───── Provided records ─────

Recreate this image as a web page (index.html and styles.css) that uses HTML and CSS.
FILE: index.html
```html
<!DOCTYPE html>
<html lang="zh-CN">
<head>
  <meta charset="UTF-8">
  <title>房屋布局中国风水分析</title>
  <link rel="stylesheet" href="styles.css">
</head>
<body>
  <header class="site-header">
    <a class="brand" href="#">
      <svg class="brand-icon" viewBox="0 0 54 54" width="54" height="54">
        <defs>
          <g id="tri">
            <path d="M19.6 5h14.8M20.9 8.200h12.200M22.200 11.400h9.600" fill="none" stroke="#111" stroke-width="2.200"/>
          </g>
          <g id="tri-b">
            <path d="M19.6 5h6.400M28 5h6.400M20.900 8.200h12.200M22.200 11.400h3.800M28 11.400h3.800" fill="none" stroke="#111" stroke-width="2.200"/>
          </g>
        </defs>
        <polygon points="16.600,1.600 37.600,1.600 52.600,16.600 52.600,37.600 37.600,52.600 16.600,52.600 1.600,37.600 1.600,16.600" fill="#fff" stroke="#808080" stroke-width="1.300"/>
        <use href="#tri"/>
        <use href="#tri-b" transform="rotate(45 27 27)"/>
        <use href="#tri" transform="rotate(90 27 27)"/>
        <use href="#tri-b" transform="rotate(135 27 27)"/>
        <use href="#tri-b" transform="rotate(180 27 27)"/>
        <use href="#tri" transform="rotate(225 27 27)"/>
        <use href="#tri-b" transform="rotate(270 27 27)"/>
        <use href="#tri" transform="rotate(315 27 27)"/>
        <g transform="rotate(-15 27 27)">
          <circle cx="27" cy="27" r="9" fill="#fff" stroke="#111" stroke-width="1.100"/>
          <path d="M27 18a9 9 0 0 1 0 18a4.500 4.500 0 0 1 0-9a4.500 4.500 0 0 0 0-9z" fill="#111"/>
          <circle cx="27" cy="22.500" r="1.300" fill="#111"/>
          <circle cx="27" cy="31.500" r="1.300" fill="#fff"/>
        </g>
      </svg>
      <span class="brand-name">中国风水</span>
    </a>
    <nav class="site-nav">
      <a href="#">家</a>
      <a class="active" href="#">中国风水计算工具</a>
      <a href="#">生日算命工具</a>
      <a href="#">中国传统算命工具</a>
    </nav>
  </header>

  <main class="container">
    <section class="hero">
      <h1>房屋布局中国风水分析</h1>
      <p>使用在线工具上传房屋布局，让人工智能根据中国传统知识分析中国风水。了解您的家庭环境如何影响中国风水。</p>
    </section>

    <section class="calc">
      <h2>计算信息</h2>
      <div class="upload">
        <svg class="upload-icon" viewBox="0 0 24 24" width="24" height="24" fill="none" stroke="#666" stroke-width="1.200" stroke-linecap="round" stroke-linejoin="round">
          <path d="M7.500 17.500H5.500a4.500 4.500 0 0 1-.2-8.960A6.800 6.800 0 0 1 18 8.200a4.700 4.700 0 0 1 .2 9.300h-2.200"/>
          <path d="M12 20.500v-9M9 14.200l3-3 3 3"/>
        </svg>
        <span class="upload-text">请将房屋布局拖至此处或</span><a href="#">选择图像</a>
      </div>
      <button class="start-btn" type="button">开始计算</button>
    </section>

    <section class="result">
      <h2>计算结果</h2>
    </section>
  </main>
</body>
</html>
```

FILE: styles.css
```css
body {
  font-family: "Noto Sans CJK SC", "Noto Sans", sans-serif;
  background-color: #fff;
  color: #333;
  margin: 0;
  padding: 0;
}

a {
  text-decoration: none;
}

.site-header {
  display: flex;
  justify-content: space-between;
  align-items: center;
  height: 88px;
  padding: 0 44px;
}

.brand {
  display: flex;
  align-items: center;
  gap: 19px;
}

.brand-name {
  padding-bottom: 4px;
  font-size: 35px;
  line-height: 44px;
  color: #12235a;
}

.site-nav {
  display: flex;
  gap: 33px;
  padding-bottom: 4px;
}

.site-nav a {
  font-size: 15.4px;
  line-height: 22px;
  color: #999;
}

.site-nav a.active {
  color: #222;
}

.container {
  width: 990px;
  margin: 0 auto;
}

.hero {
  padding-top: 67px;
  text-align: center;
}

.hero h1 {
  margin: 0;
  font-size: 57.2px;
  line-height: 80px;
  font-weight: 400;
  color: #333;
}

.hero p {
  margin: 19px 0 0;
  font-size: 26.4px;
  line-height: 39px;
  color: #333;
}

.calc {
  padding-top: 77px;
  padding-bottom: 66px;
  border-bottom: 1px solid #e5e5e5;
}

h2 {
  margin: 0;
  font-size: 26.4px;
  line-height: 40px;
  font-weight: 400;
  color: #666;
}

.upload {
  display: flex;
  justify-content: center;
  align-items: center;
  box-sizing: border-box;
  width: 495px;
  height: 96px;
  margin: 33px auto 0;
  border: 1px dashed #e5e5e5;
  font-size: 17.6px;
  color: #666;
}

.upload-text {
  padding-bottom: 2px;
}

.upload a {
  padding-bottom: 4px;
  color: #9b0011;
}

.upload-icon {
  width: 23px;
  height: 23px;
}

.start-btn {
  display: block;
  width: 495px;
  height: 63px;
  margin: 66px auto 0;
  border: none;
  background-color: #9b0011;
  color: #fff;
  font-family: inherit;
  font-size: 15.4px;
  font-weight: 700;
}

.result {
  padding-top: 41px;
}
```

─────
───── Provided records ─────

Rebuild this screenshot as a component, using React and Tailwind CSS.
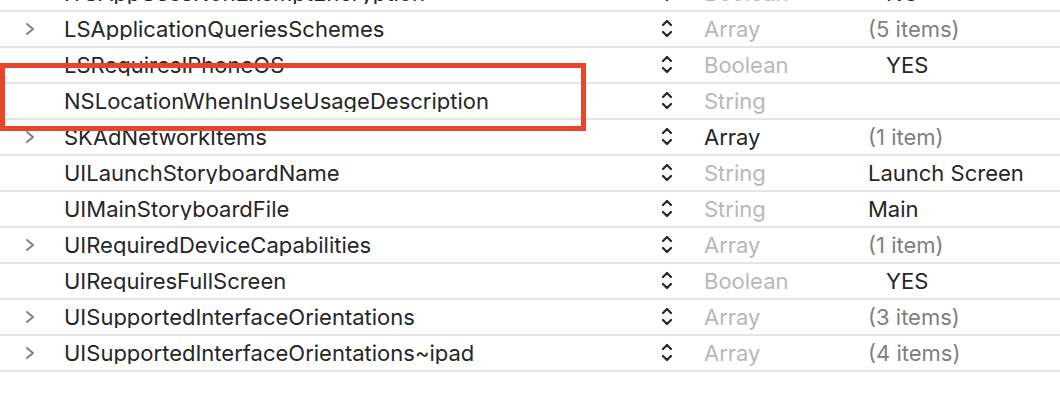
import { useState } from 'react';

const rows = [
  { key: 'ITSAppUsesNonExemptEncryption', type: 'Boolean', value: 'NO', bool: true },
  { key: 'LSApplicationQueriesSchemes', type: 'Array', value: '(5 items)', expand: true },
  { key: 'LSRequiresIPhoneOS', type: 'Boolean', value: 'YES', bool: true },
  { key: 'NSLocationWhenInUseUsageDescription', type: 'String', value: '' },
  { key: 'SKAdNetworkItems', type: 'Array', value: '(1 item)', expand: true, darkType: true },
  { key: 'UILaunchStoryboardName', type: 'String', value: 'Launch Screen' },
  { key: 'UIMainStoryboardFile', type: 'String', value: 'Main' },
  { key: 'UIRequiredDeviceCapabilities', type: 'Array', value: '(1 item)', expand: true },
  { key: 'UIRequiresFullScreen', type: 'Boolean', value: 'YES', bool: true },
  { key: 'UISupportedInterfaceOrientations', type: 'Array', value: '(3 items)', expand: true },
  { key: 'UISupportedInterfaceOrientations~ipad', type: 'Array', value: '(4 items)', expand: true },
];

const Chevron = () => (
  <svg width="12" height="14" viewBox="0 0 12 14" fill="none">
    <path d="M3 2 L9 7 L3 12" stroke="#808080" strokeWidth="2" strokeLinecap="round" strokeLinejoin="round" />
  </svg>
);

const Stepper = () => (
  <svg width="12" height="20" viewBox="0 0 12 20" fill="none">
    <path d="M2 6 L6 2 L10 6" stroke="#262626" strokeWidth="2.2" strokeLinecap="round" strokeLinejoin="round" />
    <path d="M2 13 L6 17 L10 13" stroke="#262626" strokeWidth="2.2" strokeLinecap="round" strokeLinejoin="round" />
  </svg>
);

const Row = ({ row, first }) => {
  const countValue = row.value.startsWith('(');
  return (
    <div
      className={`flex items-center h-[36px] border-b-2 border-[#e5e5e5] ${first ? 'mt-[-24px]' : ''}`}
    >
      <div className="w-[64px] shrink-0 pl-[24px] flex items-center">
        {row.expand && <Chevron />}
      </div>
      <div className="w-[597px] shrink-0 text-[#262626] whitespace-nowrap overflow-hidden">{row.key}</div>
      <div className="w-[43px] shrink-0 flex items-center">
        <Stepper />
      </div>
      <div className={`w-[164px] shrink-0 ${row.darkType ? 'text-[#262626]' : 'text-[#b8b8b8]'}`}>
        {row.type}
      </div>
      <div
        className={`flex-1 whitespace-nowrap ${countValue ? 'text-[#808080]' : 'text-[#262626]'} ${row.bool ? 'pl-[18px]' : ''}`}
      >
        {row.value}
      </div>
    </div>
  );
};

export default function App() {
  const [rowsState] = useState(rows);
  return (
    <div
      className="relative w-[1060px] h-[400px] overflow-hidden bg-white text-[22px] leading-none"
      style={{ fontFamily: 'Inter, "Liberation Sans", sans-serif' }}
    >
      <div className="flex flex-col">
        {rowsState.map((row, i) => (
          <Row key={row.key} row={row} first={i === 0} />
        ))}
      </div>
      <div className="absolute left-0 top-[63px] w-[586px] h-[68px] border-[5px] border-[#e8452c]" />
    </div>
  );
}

─────
───── Provided records ─────

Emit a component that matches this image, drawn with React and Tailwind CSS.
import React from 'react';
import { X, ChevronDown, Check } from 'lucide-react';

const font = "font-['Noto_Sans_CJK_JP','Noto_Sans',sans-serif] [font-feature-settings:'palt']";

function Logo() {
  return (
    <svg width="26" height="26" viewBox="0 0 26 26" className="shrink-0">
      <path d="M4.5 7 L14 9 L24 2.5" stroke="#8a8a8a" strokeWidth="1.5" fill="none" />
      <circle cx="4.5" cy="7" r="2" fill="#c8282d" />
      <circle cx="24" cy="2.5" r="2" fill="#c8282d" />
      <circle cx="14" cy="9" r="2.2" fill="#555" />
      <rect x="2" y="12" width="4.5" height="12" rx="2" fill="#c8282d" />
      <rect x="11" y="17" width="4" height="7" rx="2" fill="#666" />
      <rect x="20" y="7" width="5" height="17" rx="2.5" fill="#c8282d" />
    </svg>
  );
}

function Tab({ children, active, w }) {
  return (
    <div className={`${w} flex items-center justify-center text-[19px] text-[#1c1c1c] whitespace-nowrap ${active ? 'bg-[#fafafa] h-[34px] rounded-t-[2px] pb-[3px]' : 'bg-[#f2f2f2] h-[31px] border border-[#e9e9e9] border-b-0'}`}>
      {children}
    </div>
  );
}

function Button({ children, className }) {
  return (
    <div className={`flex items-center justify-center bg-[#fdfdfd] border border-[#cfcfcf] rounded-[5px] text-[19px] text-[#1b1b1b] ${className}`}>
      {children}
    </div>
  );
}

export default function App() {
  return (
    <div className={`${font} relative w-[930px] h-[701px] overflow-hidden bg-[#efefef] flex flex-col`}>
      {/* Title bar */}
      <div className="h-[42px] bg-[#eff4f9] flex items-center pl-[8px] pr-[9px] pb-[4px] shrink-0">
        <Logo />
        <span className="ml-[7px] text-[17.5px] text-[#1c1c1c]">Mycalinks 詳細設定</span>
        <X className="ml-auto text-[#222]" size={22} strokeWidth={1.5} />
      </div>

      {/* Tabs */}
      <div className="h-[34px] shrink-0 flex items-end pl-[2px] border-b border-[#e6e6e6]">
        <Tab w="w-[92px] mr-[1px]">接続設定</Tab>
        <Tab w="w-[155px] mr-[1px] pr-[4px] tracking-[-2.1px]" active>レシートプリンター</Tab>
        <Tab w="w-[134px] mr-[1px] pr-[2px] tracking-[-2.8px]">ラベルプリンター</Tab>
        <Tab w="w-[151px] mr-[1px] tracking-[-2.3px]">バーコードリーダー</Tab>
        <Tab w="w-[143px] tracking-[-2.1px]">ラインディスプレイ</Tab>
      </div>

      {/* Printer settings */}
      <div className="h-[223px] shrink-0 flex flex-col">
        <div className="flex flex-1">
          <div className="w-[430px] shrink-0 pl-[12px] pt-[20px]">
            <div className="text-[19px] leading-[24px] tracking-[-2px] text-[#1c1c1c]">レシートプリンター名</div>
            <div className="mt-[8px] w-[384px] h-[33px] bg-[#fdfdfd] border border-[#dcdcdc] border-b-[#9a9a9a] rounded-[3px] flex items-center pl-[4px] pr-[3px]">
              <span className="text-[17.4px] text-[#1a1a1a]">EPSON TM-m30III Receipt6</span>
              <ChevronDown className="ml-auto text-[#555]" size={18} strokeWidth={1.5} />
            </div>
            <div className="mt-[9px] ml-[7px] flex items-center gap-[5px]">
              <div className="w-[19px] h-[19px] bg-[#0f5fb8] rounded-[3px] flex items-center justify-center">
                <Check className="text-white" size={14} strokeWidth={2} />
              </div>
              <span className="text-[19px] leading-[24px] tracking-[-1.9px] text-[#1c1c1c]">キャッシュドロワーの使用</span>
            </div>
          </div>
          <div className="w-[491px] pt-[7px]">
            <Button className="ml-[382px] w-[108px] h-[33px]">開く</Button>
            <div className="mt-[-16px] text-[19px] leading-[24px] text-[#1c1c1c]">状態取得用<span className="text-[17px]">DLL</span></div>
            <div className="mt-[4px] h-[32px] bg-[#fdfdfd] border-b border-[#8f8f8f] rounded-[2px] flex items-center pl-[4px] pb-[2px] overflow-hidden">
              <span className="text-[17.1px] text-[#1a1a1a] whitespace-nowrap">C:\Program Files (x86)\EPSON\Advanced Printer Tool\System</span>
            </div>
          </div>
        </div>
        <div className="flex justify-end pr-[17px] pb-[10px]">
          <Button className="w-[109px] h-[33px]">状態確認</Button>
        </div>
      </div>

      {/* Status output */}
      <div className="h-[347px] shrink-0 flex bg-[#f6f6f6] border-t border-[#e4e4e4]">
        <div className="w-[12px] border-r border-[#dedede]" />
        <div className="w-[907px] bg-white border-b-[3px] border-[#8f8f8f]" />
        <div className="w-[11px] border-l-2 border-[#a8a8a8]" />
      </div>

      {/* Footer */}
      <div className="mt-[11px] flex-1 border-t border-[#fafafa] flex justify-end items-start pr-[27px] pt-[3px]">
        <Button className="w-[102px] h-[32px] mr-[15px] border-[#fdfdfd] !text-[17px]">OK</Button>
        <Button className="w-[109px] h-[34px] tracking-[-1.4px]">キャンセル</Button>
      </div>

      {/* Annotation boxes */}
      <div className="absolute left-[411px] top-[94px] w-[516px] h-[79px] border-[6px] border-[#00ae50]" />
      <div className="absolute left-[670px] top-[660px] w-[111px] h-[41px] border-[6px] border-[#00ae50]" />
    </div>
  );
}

─────

What to produce = Read through the entries and copy each line in which "styles" appears.

Expected answer =
Recreate this image as a web page (index.html and styles.css) that uses HTML and CSS.
  <link rel="stylesheet" href="styles.css">
FILE: styles.css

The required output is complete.